Can you tell us a little about yourself…
I’m a contemporary jewellery designer and maker, originally from Hampshire but now based in the Jewellery Quarter in Birmingham. I studied at the School of Jewellery here and it’s a place with such a rich history of manufacturing, so it’s an amazing, inspiring place to work. There’s a great community spirit too which is always a good thing when you’re working on your own the majority of the time.
Originally after leaving school, I wanted to study fashion design. It was during my Art Foundation course at college that I realised I actually enjoyed making 3D objects rather than clothes, and jewellery seemed like a good way to combine 3D making with fashion and designing for the body.
My degree was in Jewellery Design & Related Products, so it was very experimental compared to a traditional jewellery or silversmithing course, which I loved. We were taught about lots of different processes and materials which could you could then experiment with to find your own style and way of working. One day you could be making jewellery with food, and the next you’d be working in a group to make the biggest necklace you possibly could!
What attracts you to the themes of geometry, symmetry and patterns?
I’ve always been drawn to strong lines, order, repetitive shapes and bold colour, and I work in a very methodical way which I think lends itself well to these themes too. The materials and processes I use go hand in hand with these starting points as well – laser cutting enables you to achieve really precise, mathematical results, as does scoring and folding metal.
Can you tell us more about the materials and hi-tech processes you use?
At the moment I mostly work with acrylic, which I’ve been experimenting with since I did my Art Foundation course at college. I do most of my design work digitally before laser cutting shapes from sheets of clear acrylic, and then I hand dye the pieces to create different depths of colour and fading effects. I think acrylic can be tough to work with as its such a flat, one dimensional material but I enjoy the challenge of turning it into a 3D object by layering it or slotting it together.
I’ve also used more conventional ‘jewellery’ materials in previous collections, scoring and folding metal to make really sharp, precise forms. My work isn’t particularly conventional though so I would then powder coat the metal in pastel colours to add a twist.

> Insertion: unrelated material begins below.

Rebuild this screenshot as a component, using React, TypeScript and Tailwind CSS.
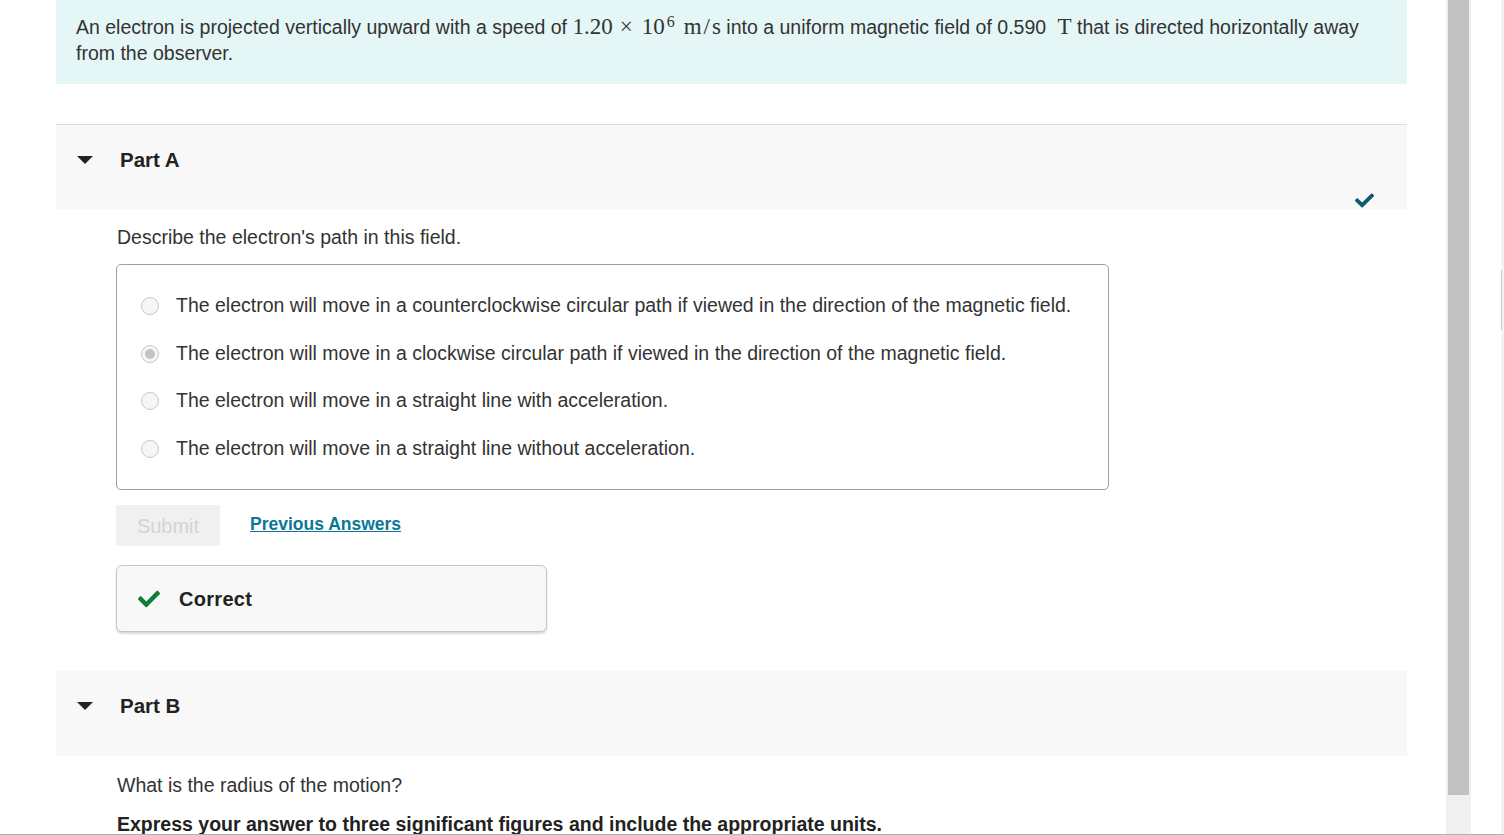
import { FaCheck } from 'react-icons/fa';

const options = [
  'The electron will move in a counterclockwise circular path if viewed in the direction of the magnetic field.',
  'The electron will move in a clockwise circular path if viewed in the direction of the magnetic field.',
  'The electron will move in a straight line with acceleration.',
  'The electron will move in a straight line without acceleration.',
];

function Caret() {
  return (
    <svg width="16" height="8" viewBox="0 0 16 8" className="shrink-0 mt-[8px]">
      <path d="M0 0 L16 0 L8 8 Z" fill="#222" />
    </svg>
  );
}

function PartHeader({ label, bordered, children }: { label: string; bordered?: boolean; children?: React.ReactNode }) {
  return (
    <div className={`relative h-[85px] bg-[#f8f8f8] flex items-start pt-[23px] pl-[21px] ${bordered ? 'border-t border-[#dcdcdc]' : ''}`}>
      <Caret />
      <span className="ml-[27px] text-[20.5px] leading-[24px] font-bold text-[#222]">{label}</span>
      {children}
    </div>
  );
}

function Radio({ selected }: { selected?: boolean }) {
  return (
    <div className="w-[18px] h-[18px] rounded-full border border-[#c8c8c8] bg-[#f6f6f6] flex items-center justify-center shrink-0">
      {selected && <div className="w-[10px] h-[10px] rounded-full bg-[#c4c4c4]" />}
    </div>
  );
}

export default function App() {
  return (
    <div className="relative w-[1504px] h-[835px] overflow-hidden bg-white text-[#333] font-['Liberation_Sans',Arial,sans-serif]">
      <div className="flex h-full">
        {/* page */}
        <div className="w-[1446px] pl-[56px] pr-[39px]">
          <div className="bg-[#e5f6f6] h-[84px] pl-[20px] pr-[40px] pt-[14px] text-[19.5px] leading-[26px] text-[#333]">
            An electron is projected vertically upward with a speed of{' '}
            <span className="font-['Liberation_Serif',serif] text-[23px]">
              1.20<span className="ml-[7px] mr-[9px]">×</span>10<sup className="text-[16px] relative -top-[7px] ml-[2px]">6</sup>
              <span className="ml-[9px]">m<span className="mx-[2px]">/</span>s</span>
            </span>{' '}
            into a uniform magnetic field of 0.590{' '}
            <span className="font-['Liberation_Serif',serif] text-[23px] ml-[6px]">T</span> that is directed horizontally away from the observer.
          </div>

          <div className="mt-[40px]">
            <PartHeader label="Part A" bordered>
              <FaCheck className="absolute right-[33px] bottom-[-1px] text-[#0e5b70] w-[19px] h-[19px]" />
            </PartHeader>
          </div>

          <div className="pl-[60px] pt-[16px]">
            <p className="text-[19.5px] leading-[24px] text-[#333] pl-[1px]">Describe the electron's path in this field.</p>

            <div className="mt-[15px] w-[993px] h-[226px] border border-[#a0a0a0] rounded-[5px] pt-[31px] pl-[24px] flex flex-col gap-[27.5px]">
              {options.map((o, i) => (
                <div key={i} className="flex items-center gap-[17px] h-[20px]">
                  <Radio selected={i === 1} />
                  <span className="text-[19.5px] text-[#333]">{o}</span>
                </div>
              ))}
            </div>

            <div className="mt-[15px] flex items-center">
              <div className="w-[104px] h-[41px] bg-[#f0f0f0] rounded-[2px] flex items-center justify-center text-[20px] text-[#d4d4d4]">Submit</div>
              <a className="ml-[30px] -mt-[2px] text-[17.5px] font-bold text-[#0b7797] underline">Previous Answers</a>
            </div>

            <div className="mt-[19px] w-[431px] h-[67px] bg-[#f8f8f8] border border-[#c4c4c4] rounded-[6px] shadow-[0_2px_2px_rgba(0,0,0,0.15)] flex items-center pl-[21px]">
              <FaCheck className="text-[#0f7d3a] w-[22px] h-[22px]" />
              <span className="ml-[19px] text-[20px] font-bold text-[#222] tracking-[0.3px]">Correct</span>
            </div>
          </div>

          <div className="mt-[39px]">
            <PartHeader label="Part B" />
          </div>

          <div className="pt-[17px] pl-[61px]">
            <p className="text-[19.5px] leading-[24px] text-[#333]">What is the radius of the motion?</p>
            <p className="mt-[15px] text-[19.5px] font-bold leading-[24px] text-[#222]">
              Express your answer to three significant figures and include the appropriate units.
            </p>
          </div>
        </div>

        {/* scrollbar */}
        <div className="w-[25px] h-full bg-[#f0f0f0] px-[2px]">
          <div className="h-[795px] bg-[#c1c1c1]" />
        </div>
        <div className="w-[30px] h-full bg-white" />
        <div className="flex-1 h-full bg-[#f3f3f3] flex flex-col">
          <div className="h-[270px]" />
          <div className="w-[1px] h-[60px] bg-[#c8c8c8]" />
        </div>
      </div>
      <div className="absolute left-0 right-0 bottom-0 h-[1px] bg-[#aab2c4]" />
    </div>
  );
}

Are you influenced by current fashion trends or pop culture?
Definitely, although a lot of people tend to comment that my work has a very 80s look! I’ve always been into fashion and originally wanted to study fashion design rather than jewellery so I think it’ll always have an influence on my work. I’m really happy about the current trend for bold statement earrings as they are something I love making – my earrings are certainly my best sellers at the moment!
You use lots of bright, pastel shades – what draws you to that colour palette?

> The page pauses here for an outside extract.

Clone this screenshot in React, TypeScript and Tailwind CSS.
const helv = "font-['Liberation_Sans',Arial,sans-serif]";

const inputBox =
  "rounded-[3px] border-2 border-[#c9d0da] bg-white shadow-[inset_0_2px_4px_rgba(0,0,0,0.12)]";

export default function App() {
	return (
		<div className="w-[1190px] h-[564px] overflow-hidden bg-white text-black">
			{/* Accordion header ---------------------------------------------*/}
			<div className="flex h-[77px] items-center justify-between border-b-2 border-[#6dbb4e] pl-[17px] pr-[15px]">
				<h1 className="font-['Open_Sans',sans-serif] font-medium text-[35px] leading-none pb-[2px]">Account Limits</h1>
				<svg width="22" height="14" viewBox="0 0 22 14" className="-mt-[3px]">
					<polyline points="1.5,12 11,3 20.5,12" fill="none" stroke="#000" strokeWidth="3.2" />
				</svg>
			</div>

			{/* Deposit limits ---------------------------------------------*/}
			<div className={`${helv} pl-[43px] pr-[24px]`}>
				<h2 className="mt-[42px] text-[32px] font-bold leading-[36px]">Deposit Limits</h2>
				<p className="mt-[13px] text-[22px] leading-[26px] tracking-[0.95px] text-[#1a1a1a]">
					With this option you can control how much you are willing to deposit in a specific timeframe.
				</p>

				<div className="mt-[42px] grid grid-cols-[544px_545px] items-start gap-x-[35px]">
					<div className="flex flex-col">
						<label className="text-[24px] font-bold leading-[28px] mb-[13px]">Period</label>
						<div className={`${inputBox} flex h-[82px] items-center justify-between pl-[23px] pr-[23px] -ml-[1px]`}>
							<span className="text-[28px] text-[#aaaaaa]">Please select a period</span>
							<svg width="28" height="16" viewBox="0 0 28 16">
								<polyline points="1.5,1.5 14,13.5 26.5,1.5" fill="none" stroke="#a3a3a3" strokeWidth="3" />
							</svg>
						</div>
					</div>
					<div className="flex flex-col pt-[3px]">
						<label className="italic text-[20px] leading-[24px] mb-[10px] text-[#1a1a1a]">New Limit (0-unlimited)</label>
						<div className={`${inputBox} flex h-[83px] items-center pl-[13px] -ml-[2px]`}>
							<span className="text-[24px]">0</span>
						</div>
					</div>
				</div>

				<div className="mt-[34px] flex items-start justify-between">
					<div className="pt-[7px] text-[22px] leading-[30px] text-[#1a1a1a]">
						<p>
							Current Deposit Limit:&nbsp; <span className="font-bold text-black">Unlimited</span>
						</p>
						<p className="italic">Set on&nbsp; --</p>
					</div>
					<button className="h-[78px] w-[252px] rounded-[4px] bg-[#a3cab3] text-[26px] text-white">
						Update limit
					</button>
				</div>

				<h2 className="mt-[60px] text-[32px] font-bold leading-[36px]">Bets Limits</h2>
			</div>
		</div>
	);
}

I think it has a lot to do with the fact that my designs are very angular and sharp, as I feel that bright pastel colours soften up the overall aesthetic and introduce an element of playfulness. I like the contrast of a going through a very mathematical, methodical design process to make a really fun, tactile necklace in pastel pink.

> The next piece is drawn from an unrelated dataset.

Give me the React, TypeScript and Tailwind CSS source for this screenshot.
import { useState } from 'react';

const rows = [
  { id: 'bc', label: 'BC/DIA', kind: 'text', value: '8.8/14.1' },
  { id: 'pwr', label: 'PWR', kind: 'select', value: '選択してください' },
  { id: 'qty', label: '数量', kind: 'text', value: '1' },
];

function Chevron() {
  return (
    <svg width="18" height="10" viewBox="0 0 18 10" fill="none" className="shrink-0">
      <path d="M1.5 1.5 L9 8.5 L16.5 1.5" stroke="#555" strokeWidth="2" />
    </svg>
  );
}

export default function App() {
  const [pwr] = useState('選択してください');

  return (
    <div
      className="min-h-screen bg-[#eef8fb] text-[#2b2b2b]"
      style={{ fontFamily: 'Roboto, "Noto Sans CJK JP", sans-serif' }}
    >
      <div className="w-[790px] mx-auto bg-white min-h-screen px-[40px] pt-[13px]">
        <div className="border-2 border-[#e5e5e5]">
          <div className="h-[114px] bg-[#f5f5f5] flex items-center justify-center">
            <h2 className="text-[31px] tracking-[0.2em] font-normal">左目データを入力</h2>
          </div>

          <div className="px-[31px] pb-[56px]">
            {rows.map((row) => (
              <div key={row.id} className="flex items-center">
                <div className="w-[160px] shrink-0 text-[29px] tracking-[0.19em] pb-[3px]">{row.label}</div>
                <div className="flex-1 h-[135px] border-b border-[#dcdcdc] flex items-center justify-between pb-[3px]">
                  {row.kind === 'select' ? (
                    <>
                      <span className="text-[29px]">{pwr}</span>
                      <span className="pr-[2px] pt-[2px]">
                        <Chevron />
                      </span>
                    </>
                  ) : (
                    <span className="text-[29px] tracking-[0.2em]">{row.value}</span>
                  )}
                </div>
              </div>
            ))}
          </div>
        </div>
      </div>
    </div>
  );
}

Can you tell us more about the collection available at The Biscuit Factory?
My work that is currently available at The Biscuit Factory is a mixture of two collections, Terrarium and Ombre.
Terrarium is a continuation of my final degree collection, and it draws inspiration from succulent plants and the structures of glasshouses. These pieces are made by scoring and folding hand pierced copper sheet which is then powder coated to add a pop of colour. Laser cut acetate which has been printed with photographic images is then layered on top of the metal which gives the pieces a tactile nature.
The Ombre collection is more pared back and wearable, consisting of a variety of earrings in simple geometric shapes. They are made of laser cut acrylic which I have hand dyed to give a unique dip dye effect – these are lovely to wear as they’re fun and colourful yet super lightweight.
What do you love most about being a jewellery designer?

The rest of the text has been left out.